Sharding Strategies
Sharding splits a dataset across multiple database nodes so each node holds a subset of the data, distributing write and storage load horizontally.
SHARDing = SHARing the Dish. You slice a pizza into pieces so multiple people eat simultaneously. Consistent hashing = a lazy Susan -- spin the table, each guest grabs the slice nearest to them.
Three main strategies: (1) Range sharding — shard by key range (user IDs 1–1M on shard 1). Simple to implement and supports range queries, but creates hot spots if data isn't uniformly distributed. (2) Hash sharding — apply a hash function to the key and mod by shard count. Distributes load evenly but makes range queries require scatter-gather across all shards. (3) Consistent hashing — place keys and nodes on a ring; a key belongs to the next node clockwise. Adding/removing a node remaps only ~1/N of keys, minimizing resharding cost.
Consistent hashing with virtual nodes (vnodes) is the production standard (used by Cassandra, DynamoDB, Riak). Each physical node owns multiple virtual positions on the ring, so load is balanced even with heterogeneous hardware and node churn is absorbed smoothly. Shard key selection is the most critical design decision: a poor shard key (e.g., timestamp for time-series data) causes write hot spots. Compound shard keys (tenant_id + entity_id) can distribute load while keeping tenant data co-located. Cross-shard transactions require 2PC or are avoided by design — most sharded systems achieve isolation by keeping related data on the same shard.

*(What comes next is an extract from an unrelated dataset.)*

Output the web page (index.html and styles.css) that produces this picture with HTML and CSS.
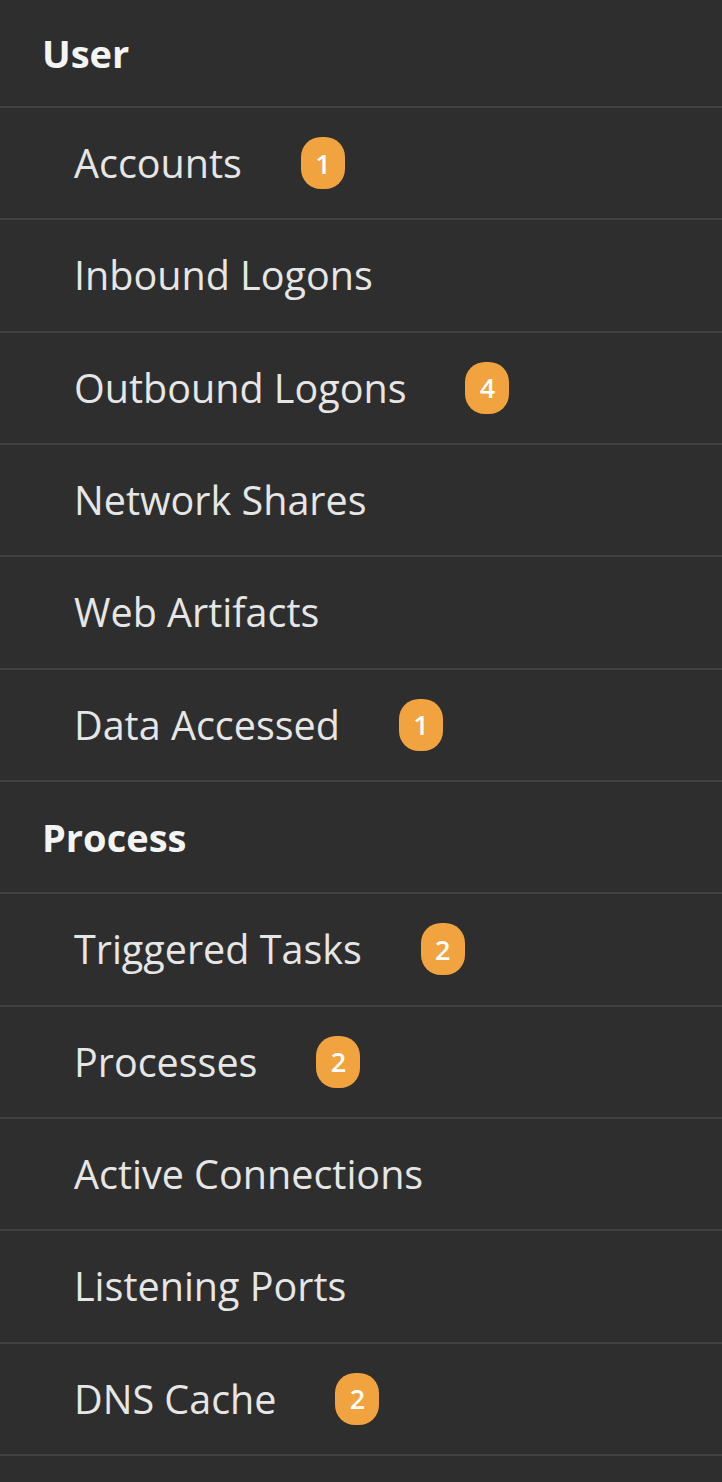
FILE: index.html
```html
<!DOCTYPE html>
<html lang="en">
<head>
<meta charset="utf-8">
<title>Navigation</title>
<link rel="stylesheet" href="styles.css">
</head>
<body>
<nav class="nav">
  <div class="row header first">User</div>
  <div class="row item"><span class="label">Accounts</span><span class="badge">1</span></div>
  <div class="row item"><span class="label">Inbound Logons</span></div>
  <div class="row item"><span class="label">Outbound Logons</span><span class="badge">4</span></div>
  <div class="row item"><span class="label">Network Shares</span></div>
  <div class="row item"><span class="label">Web Artifacts</span></div>
  <div class="row item"><span class="label">Data Accessed</span><span class="badge">1</span></div>
  <div class="row header">Process</div>
  <div class="row item"><span class="label">Triggered Tasks</span><span class="badge">2</span></div>
  <div class="row item"><span class="label">Processes</span><span class="badge">2</span></div>
  <div class="row item"><span class="label">Active Connections</span></div>
  <div class="row item"><span class="label">Listening Ports</span></div>
  <div class="row item"><span class="label">DNS Cache</span><span class="badge">2</span></div>
</nav>
</body>
</html>
```

FILE: styles.css
```css
html, body {
  margin: 0;
  padding: 0;
  background: #2e2e2e;
}
body {
  width: 722px;
  height: 1482px;
  overflow: hidden;
  font-family: "Segoe UI", "Open Sans", "Noto Sans", sans-serif;
}
.nav {
  display: flex;
  flex-direction: column;
}
.row {
  box-sizing: border-box;
  height: 112.33px;
  flex: none;
  display: flex;
  align-items: center;
  border-bottom: 2px solid #414141;
}
.row.first {
  height: 108px;
}
.header {
  padding-left: 42px;
  font-weight: 700;
  font-size: 38px;
  color: #f4f4f4;
}
.item {
  padding-left: 74px;
  font-size: 39.5px;
  color: #e6e6e6;
}
.badge {
  margin-left: 59px;
  width: 44px;
  height: 52px;
  border-radius: 20px;
  background: #f0a33e;
  color: #ffffff;
  font-size: 27px;
  font-weight: 600;
  display: flex;
  align-items: center;
  justify-content: center;
}
```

I'd use consistent hashing with virtual nodes for most sharded systems. The shard key choice is critical — I'd pick a high-cardinality key that distributes writes evenly and avoids hot spots. For a social network, I'd shard users by user_id hash; for multi-tenant SaaS, by tenant_id. I'd plan for resharding from day one by using logical shards (e.g., 1024 virtual shards mapped to N physical nodes), so scaling out means remapping virtual shards, not rehashing all data.
Sharding by a monotonically increasing key (auto-increment ID, timestamp) causes all new writes to hit the same shard — the 'hot partition' problem. Always analyze write patterns before choosing a shard key.